Work instructions: Locate every line in the records below that holds the word "this" and return each one.

Entries with page source code:
........
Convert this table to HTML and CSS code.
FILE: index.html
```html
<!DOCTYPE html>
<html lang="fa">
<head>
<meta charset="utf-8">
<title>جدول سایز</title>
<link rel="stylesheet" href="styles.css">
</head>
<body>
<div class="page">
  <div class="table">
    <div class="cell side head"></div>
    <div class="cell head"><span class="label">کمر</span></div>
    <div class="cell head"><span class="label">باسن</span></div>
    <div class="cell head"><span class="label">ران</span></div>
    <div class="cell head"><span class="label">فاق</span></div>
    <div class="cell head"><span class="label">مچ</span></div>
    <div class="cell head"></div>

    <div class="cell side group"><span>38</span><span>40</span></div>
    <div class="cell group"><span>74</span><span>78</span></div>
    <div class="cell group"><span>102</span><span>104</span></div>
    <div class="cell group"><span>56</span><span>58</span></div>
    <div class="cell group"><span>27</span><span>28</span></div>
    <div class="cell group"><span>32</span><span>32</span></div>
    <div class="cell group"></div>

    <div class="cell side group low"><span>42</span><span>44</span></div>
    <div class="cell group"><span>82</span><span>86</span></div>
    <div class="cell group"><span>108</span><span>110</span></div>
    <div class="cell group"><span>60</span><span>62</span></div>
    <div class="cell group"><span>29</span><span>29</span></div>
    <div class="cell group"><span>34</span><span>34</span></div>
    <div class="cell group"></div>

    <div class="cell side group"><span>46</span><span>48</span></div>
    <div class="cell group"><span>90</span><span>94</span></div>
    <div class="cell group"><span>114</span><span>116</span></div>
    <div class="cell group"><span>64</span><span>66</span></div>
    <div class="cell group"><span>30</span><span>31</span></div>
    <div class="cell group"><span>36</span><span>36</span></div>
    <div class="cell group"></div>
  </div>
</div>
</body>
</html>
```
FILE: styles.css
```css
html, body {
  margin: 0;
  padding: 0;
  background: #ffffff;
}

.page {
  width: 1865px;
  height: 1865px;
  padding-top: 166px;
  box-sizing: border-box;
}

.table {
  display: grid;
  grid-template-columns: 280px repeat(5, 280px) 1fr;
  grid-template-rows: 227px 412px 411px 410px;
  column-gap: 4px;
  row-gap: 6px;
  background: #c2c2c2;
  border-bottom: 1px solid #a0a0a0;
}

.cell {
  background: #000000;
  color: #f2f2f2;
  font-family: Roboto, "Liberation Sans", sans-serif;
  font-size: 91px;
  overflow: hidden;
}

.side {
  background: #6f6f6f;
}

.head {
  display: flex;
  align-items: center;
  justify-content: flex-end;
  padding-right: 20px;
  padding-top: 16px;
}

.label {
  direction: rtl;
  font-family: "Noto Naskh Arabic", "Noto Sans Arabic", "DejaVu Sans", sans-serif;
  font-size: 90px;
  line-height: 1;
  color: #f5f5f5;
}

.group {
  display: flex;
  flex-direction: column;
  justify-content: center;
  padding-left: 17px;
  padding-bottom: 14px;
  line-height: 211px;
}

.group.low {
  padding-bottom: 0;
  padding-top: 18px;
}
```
........
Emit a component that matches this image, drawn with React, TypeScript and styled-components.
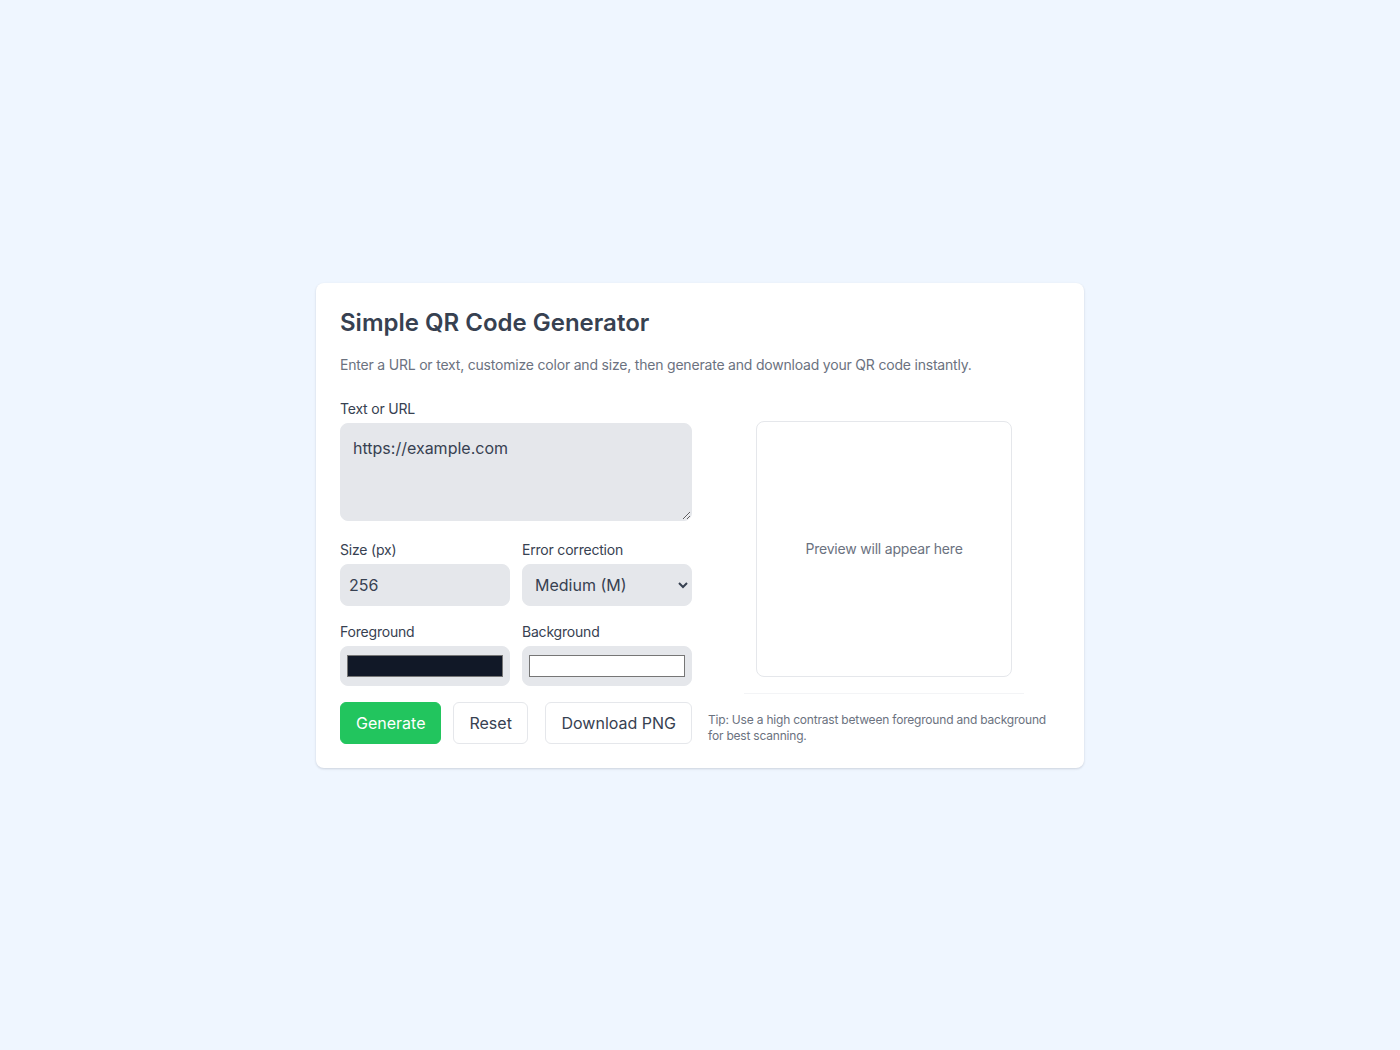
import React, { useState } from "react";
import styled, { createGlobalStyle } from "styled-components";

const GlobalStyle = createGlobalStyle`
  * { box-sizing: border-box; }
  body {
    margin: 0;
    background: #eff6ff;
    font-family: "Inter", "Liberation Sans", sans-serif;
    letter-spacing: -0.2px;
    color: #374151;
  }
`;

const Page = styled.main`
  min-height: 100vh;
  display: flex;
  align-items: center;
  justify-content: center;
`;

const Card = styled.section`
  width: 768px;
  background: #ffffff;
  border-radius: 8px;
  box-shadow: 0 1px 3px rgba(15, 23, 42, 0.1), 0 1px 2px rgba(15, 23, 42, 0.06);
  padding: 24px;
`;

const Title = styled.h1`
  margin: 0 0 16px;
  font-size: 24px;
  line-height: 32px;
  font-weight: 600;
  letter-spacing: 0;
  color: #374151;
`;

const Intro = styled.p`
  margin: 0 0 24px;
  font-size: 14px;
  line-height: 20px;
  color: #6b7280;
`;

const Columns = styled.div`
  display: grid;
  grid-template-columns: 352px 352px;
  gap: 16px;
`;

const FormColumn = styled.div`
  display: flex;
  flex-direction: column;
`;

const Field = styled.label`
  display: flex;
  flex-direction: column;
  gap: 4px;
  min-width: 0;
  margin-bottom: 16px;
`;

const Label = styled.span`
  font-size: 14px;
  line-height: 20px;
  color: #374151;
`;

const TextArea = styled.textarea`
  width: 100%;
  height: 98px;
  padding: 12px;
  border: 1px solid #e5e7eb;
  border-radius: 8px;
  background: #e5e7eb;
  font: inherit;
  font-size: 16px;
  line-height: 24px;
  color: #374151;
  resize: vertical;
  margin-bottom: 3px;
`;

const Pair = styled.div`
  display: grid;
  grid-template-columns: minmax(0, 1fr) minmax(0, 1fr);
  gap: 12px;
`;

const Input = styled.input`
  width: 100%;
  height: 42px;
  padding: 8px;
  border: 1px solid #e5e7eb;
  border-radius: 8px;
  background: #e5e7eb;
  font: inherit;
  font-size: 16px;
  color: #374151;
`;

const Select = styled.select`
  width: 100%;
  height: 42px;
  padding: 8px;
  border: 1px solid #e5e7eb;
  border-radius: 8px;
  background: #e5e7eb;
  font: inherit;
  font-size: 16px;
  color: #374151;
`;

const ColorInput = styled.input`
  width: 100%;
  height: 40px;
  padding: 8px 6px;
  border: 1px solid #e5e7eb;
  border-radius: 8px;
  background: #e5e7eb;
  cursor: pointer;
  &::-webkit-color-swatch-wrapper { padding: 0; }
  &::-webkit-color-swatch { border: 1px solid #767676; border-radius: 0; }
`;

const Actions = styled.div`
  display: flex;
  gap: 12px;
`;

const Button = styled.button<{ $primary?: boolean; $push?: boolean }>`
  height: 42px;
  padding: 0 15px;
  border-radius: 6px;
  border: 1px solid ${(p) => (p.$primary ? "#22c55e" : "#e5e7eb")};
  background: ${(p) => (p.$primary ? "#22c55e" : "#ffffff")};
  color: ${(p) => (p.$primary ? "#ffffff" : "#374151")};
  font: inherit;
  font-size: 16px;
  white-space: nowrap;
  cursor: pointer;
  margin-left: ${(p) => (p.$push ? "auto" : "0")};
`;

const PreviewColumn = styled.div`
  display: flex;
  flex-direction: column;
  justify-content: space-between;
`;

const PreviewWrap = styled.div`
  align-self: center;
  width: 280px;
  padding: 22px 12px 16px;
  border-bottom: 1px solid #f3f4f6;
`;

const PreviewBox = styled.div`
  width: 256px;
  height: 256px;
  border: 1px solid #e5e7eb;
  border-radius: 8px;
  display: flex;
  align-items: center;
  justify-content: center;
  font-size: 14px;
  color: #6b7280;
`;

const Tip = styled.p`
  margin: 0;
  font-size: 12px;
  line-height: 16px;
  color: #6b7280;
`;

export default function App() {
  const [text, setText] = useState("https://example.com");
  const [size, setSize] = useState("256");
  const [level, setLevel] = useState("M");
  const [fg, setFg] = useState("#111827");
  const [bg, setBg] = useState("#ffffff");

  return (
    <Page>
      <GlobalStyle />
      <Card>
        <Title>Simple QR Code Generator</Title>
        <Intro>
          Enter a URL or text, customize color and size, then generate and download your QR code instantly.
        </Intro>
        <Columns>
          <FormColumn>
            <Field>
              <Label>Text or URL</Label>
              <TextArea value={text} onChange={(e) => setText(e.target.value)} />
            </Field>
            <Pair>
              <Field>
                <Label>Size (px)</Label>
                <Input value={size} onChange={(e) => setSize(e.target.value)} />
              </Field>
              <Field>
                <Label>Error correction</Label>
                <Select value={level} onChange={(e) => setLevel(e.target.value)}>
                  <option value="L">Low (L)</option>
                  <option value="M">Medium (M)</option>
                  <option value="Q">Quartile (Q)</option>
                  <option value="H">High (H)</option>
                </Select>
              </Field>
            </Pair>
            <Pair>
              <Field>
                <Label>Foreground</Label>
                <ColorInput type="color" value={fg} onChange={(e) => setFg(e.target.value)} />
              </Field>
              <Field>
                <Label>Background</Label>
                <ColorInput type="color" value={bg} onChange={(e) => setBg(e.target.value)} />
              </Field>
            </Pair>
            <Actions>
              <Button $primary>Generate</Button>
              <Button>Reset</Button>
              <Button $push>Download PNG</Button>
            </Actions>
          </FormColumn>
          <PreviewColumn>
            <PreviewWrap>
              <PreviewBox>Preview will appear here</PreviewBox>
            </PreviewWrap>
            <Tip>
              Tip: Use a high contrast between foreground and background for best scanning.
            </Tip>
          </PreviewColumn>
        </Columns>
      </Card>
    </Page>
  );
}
........
Answer in full:
Convert this table to HTML and CSS code.
Emit a component that matches this image, drawn with React, TypeScript and styled-components.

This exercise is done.